● **Exercise goal**: Go through the records and copy each line where the word "Generate" occurs.

● **Given information**:
## begin
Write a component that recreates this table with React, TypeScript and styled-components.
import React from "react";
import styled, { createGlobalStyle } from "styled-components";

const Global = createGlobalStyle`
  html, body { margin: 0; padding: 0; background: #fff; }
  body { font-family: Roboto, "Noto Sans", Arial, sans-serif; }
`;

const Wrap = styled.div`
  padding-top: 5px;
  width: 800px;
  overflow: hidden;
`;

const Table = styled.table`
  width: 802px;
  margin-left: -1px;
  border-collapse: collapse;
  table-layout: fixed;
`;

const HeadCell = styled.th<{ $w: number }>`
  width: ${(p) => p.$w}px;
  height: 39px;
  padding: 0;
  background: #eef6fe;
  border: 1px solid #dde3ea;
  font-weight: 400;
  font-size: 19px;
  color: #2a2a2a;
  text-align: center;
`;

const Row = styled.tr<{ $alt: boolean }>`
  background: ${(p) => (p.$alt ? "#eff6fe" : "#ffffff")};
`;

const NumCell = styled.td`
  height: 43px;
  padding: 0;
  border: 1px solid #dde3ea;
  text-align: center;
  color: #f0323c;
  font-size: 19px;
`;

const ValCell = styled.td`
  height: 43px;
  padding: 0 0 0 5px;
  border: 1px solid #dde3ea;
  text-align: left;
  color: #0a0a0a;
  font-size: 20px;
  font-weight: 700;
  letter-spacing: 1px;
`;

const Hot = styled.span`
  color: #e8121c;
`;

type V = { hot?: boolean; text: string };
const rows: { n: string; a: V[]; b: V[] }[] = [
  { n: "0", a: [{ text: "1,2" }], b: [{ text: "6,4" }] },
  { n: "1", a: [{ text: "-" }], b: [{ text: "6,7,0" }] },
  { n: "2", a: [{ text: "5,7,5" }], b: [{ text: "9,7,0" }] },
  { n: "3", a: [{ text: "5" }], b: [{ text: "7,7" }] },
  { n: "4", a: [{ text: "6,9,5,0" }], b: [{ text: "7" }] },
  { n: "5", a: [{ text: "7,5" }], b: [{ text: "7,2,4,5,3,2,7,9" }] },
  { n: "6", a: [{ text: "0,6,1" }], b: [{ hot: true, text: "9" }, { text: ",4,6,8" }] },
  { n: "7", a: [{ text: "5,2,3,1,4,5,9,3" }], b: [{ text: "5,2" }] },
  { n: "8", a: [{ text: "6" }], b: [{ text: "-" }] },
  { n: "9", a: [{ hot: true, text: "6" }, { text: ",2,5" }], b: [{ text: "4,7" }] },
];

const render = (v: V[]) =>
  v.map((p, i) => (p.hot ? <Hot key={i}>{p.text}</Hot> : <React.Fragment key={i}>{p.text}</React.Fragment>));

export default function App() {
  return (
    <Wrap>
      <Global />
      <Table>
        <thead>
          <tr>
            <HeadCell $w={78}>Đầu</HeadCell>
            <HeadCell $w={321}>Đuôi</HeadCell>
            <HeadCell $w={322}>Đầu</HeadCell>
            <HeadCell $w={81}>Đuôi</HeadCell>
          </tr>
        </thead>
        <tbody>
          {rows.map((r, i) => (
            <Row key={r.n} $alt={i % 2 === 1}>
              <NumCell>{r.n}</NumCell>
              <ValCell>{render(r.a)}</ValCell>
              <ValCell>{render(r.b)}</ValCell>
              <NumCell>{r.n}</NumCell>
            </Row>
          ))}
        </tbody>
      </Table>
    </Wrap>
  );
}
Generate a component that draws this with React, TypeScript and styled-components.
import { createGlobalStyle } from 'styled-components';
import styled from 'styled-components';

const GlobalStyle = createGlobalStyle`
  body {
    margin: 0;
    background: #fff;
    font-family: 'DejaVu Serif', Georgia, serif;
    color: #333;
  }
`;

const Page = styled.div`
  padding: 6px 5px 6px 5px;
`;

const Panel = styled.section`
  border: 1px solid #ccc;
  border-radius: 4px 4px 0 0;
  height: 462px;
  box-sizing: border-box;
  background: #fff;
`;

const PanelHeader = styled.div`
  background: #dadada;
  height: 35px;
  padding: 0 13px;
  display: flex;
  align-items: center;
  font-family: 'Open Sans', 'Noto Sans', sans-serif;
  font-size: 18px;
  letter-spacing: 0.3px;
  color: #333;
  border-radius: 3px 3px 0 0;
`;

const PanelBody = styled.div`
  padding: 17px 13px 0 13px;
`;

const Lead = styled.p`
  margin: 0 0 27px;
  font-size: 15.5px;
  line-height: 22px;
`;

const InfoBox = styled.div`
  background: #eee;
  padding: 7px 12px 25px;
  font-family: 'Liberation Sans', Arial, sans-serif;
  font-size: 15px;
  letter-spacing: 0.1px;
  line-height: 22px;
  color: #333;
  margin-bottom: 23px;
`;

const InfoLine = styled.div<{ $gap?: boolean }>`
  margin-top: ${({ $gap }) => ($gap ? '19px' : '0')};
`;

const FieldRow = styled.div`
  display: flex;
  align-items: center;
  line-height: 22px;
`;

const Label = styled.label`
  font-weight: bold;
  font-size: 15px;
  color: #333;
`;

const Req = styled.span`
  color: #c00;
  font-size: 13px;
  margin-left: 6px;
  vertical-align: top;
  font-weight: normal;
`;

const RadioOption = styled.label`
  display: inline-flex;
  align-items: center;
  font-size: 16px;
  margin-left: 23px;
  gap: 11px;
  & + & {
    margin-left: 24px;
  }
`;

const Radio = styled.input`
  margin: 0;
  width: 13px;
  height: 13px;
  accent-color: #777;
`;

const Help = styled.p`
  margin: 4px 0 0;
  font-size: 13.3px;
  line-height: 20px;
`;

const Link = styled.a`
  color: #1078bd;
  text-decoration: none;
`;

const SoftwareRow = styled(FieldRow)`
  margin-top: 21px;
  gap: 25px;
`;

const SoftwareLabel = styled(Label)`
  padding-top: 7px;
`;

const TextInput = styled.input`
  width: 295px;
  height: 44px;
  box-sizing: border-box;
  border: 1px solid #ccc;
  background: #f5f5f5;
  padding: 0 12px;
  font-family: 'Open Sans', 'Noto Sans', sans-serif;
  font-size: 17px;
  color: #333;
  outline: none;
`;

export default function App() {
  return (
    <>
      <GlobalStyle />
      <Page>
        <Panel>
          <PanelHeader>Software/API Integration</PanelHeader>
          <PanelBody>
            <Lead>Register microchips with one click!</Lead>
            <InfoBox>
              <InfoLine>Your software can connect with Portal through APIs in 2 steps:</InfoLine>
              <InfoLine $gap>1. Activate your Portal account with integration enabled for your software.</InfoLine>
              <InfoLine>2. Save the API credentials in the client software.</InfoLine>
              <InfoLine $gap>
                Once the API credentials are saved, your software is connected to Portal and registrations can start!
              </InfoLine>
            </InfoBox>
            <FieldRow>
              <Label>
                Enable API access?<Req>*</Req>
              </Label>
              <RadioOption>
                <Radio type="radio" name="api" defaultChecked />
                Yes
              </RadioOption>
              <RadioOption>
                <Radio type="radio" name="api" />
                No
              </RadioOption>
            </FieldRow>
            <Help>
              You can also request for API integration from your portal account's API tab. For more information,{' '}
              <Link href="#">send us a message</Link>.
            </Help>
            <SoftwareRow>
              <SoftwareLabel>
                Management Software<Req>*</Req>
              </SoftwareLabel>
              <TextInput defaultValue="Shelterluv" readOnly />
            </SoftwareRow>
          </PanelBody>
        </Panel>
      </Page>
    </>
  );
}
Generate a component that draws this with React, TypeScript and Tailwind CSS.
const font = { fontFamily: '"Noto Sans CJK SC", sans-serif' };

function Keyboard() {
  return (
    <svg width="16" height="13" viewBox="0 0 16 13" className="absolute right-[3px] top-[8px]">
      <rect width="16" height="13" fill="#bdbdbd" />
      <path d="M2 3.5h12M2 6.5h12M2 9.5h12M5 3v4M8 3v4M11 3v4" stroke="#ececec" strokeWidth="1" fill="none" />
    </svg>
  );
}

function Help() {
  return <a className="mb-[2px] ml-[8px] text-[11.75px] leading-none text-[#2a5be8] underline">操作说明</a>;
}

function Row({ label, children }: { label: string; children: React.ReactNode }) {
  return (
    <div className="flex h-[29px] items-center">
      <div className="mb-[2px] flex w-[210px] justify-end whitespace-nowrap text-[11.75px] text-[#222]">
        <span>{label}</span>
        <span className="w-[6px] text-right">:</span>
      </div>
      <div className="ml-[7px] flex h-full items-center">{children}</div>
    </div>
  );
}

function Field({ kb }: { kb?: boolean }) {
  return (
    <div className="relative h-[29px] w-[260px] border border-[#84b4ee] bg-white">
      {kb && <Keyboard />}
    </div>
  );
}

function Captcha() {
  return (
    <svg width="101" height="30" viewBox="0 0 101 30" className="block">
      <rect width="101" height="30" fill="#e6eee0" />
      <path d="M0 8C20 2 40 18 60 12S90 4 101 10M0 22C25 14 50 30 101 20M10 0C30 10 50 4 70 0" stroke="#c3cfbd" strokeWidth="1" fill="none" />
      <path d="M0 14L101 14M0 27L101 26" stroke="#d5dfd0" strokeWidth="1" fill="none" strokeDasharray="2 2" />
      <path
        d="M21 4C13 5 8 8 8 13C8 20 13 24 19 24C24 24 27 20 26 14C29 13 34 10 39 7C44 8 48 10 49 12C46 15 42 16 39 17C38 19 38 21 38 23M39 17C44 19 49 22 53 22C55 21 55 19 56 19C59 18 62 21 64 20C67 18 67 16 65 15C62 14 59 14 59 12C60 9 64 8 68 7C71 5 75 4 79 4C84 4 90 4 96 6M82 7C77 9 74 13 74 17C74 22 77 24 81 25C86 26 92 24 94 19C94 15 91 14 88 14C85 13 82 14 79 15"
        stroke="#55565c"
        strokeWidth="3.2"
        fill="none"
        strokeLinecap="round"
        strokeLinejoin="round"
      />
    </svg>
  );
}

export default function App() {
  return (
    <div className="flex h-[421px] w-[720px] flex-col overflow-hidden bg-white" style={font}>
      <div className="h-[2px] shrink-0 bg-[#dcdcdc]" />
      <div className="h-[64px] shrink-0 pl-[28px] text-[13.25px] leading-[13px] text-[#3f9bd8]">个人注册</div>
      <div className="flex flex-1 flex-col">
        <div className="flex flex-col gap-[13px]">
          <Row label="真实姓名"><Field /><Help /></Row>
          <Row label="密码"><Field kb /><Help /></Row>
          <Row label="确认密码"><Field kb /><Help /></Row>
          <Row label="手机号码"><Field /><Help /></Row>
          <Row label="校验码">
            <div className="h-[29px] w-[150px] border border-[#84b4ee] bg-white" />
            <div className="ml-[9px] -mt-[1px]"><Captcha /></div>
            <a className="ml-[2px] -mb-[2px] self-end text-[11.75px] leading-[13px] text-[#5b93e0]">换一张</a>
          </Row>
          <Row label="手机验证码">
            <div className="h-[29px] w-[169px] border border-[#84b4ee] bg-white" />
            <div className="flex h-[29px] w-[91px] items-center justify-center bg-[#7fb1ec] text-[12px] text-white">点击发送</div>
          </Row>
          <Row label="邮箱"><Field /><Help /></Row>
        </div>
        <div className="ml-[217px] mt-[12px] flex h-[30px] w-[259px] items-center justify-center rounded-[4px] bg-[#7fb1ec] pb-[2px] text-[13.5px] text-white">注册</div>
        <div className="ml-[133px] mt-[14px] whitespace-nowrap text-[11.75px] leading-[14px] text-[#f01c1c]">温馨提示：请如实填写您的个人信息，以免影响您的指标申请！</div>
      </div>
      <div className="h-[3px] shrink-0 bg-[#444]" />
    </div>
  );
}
## end
● **Result for this exercise**:
Generate a component that draws this with React, TypeScript and styled-components.
Generate a component that draws this with React, TypeScript and Tailwind CSS.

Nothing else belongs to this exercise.